> EXERCISE DETAILS:
Retype, please, the listing from its opening line through the line that contains "border-b border-r border-b-[#a9adb3]", both included, without the pictures.

> DATA PROVIDED:
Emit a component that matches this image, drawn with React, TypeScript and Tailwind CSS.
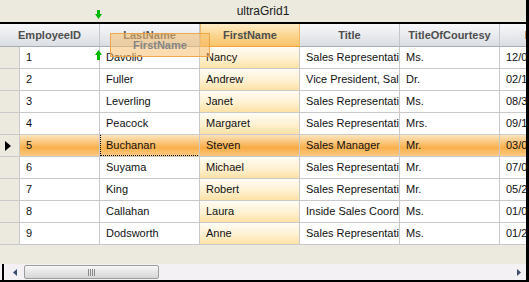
import React from "react";

type Row = { id: string; last: string; first: string; title: string; toc: string; birth: string };

const rows: Row[] = [
  { id: "1", last: "Davolio", first: "Nancy", title: "Sales Representative", toc: "Ms.", birth: "12/08/1948" },
  { id: "2", last: "Fuller", first: "Andrew", title: "Vice President, Sales", toc: "Dr.", birth: "02/19/1952" },
  { id: "3", last: "Leverling", first: "Janet", title: "Sales Representative", toc: "Ms.", birth: "08/30/1963" },
  { id: "4", last: "Peacock", first: "Margaret", title: "Sales Representative", toc: "Mrs.", birth: "09/19/1937" },
  { id: "5", last: "Buchanan", first: "Steven", title: "Sales Manager", toc: "Mr.", birth: "03/04/1955" },
  { id: "6", last: "Suyama", first: "Michael", title: "Sales Representative", toc: "Mr.", birth: "07/02/1963" },
  { id: "7", last: "King", first: "Robert", title: "Sales Representative", toc: "Mr.", birth: "05/29/1960" },
  { id: "8", last: "Callahan", first: "Laura", title: "Inside Sales Coordinator", toc: "Ms.", birth: "01/09/1958" },
  { id: "9", last: "Dodsworth", first: "Anne", title: "Sales Representative", toc: "Ms.", birth: "01/27/1966" },
];

const cell =
  "h-[22px] border-b border-r border-[#c9c9c9] pl-[6px] flex items-center whitespace-nowrap overflow-hidden text-[#111]";

const hdr =
  "h-[23px] border-b border-r border-b-[#a9adb3] border-r-[#c3c6cb] flex items-center justify-center whitespace-nowrap overflow-hidden font-bold text-[#4e4e4e] bg-[linear-gradient(to_bottom,#f7f8fa,#e9ebee_50%,#d9dde2)]";

function GridRow({ r, active }: { r: Row; active: boolean }) {
  const sel = active ? "bg-[linear-gradient(to_bottom,#fde5bf,#f9b04c_60%,#fbca82)]" : "bg-white";
  const firstBg = active
    ? "bg-[linear-gradient(to_bottom,#fde3bb,#f8ab45_60%,#fbc67c)]"
    : "bg-[linear-gradient(to_bottom,#fffcf4,#fff1d2_55%,#fde2a6)]";
  return (
    <div className="grid grid-cols-[20px_80px_100px_100px_100px_100px_100px]">
      <div className="h-[22px] border-b border-r border-[#c9c9c9] bg-[#ece9de] flex items-center pl-[5px]">
        {active && (
          <svg width="6" height="10" viewBox="0 0 6 10">
            <path d="M0 0 L6 5 L0 10 Z" fill="#000" />
          </svg>
        )}
      </div>
      <div className={`${cell} ${sel}`}>{r.id}</div>
      <div className={`${cell} ${sel} relative`}>
        {r.last}
        {active && <div className="absolute left-0 right-[-1px] top-[-1px] bottom-0 border border-dotted border-black" />}
      </div>
      <div className={`${cell} ${firstBg}`}>{r.first}</div>
      <div className={`${cell} ${sel}`}>{r.title}</div>
      <div className={`${cell} ${sel}`}>{r.toc}</div>
      <div className={`${cell} ${sel}`}>{r.birth}</div>
    </div>
  );
}

export default function App() {
  return (
    <div
      className="relative w-[529px] h-[282px] overflow-hidden bg-[#ece9de] flex text-[11px]"
      style={{ fontFamily: '"Liberation Sans", Arial, sans-serif' }}
    >
      <div className="w-[526px] h-full flex flex-col overflow-hidden">
        <div className="h-[22px] shrink-0 flex items-center justify-center text-[12px] text-[#1a1a1a] bg-[#ece9de]">
          ultraGrid1
        </div>
        <div className="h-[2px] shrink-0 bg-black" />
        <div className="w-[620px] flex flex-col">
          <div className="grid grid-cols-[100px_100px_100px_100px_100px_100px]">
            <div className={hdr}>EmployeeID</div>
            <div className={hdr}>LastName</div>
            <div className="h-[23px] border-b border-r border-b-[#f2a33a] border-r-[#f0b868] border-l border-l-[#f0b868] flex items-center justify-center font-bold text-[#4e4e4e] bg-[linear-gradient(to_bottom,#fdebc6,#fbd48d_55%,#f8c46a)]">
              FirstName
            </div>
            <div className={hdr}>Title</div>
            <div className={hdr}>TitleOfCourtesy</div>
            <div className={hdr}>BirthDate</div>
          </div>
          {rows.map((r) => (
            <GridRow key={r.id} r={r} active={r.id === "5"} />
          ))}
        </div>
        <div className="flex-1 bg-[#ece9de]" />
        <div className="h-[16px] shrink-0 flex bg-[#f3f1f4]">
          <div className="w-[2px] shrink-0" />
          <div className="w-[2px] shrink-0 bg-black" />
          <div className="flex-1 relative flex items-center">
            <svg className="ml-[9px]" width="4" height="7" viewBox="0 0 4 7">
              <path d="M4 0 L0 3.5 L4 7 Z" fill="#3d4d6e" />
            </svg>
            <div className="ml-[7px] w-[135px] h-[14px] rounded-[2px] border border-[#9d9d9d] bg-[linear-gradient(to_bottom,#f8f8f8,#e6e6e6_50%,#d6d6d6)] flex items-center justify-center gap-[1px]">
              <div className="w-[1px] h-[7px] bg-[#8a8a8a]" />
              <div className="w-[1px] h-[7px] bg-[#8a8a8a]" />
              <div className="w-[1px] h-[7px] bg-[#8a8a8a]" />
              <div className="w-[1px] h-[7px] bg-[#8a8a8a]" />
            </div>
            <div className="flex-1" />
            <svg className="mr-[5px]" width="4" height="7" viewBox="0 0 4 7">
              <path d="M0 0 L4 3.5 L0 7 Z" fill="#3d4d6e" />
            </svg>
          </div>
        </div>
        <div className="h-[2px] shrink-0 bg-black" />
      </div>
      <div className="w-[3px] h-full bg-black" />

      {/* drag indicator */}
      <div className="absolute left-[110px] top-[33px] w-[100px] h-[24px] border border-[rgba(240,160,60,0.85)] bg-[rgba(248,192,112,0.55)] flex items-center justify-center pt-[0px] font-bold text-[#858585]">
        FirstName
      </div>
      {/* drop arrows */}
      <svg className="absolute left-[95px] top-[10px]" width="7" height="9" viewBox="0 0 7 9">
        <path d="M2 0 H5 V4 H7 L3.5 9 L0 4 H2 Z" fill="#00b800" />
      </svg>
      <svg className="absolute left-[95px] top-[50px]" width="7" height="10" viewBox="0 0 7 10">
        <path d="M3.5 0 L7 5 H5 V10 H2 V5 H0 Z" fill="#00b800" />
      </svg>
    </div>
  );
}
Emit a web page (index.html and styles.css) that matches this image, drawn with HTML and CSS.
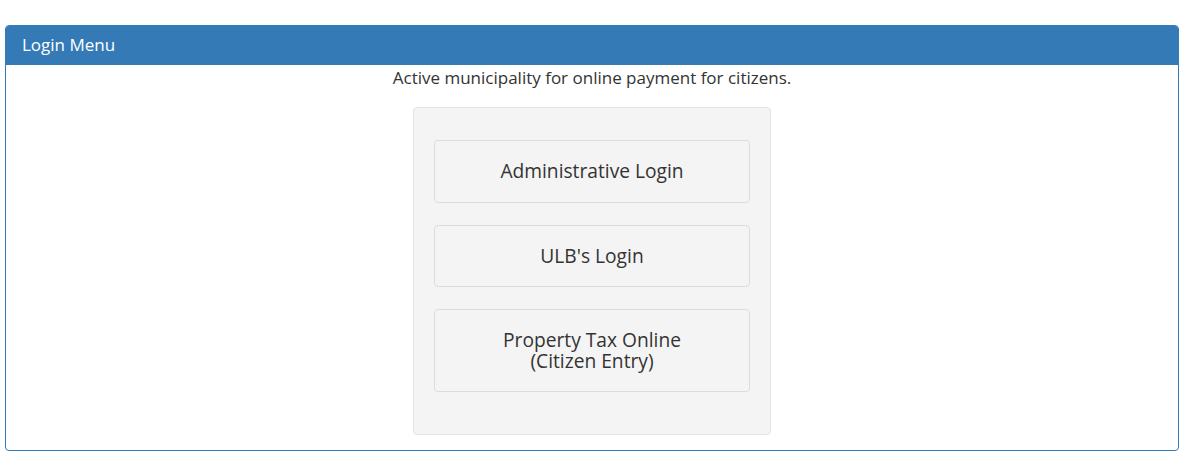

> FINAL RESULT:
Emit a component that matches this image, drawn with React, TypeScript and Tailwind CSS.
import React from "react";

type Row = { id: string; last: string; first: string; title: string; toc: string; birth: string };

const rows: Row[] = [
  { id: "1", last: "Davolio", first: "Nancy", title: "Sales Representative", toc: "Ms.", birth: "12/08/1948" },
  { id: "2", last: "Fuller", first: "Andrew", title: "Vice President, Sales", toc: "Dr.", birth: "02/19/1952" },
  { id: "3", last: "Leverling", first: "Janet", title: "Sales Representative", toc: "Ms.", birth: "08/30/1963" },
  { id: "4", last: "Peacock", first: "Margaret", title: "Sales Representative", toc: "Mrs.", birth: "09/19/1937" },
  { id: "5", last: "Buchanan", first: "Steven", title: "Sales Manager", toc: "Mr.", birth: "03/04/1955" },
  { id: "6", last: "Suyama", first: "Michael", title: "Sales Representative", toc: "Mr.", birth: "07/02/1963" },
  { id: "7", last: "King", first: "Robert", title: "Sales Representative", toc: "Mr.", birth: "05/29/1960" },
  { id: "8", last: "Callahan", first: "Laura", title: "Inside Sales Coordinator", toc: "Ms.", birth: "01/09/1958" },
  { id: "9", last: "Dodsworth", first: "Anne", title: "Sales Representative", toc: "Ms.", birth: "01/27/1966" },
];

const cell =
  "h-[22px] border-b border-r border-[#c9c9c9] pl-[6px] flex items-center whitespace-nowrap overflow-hidden text-[#111]";

const hdr =
  "h-[23px] border-b border-r border-b-[#a9adb3] border-r-[#c3c6cb] flex items-center justify-center whitespace-nowrap overflow-hidden font-bold text-[#4e4e4e] bg-[linear-gradient(to_bottom,#f7f8fa,#e9ebee_50%,#d9dde2)]";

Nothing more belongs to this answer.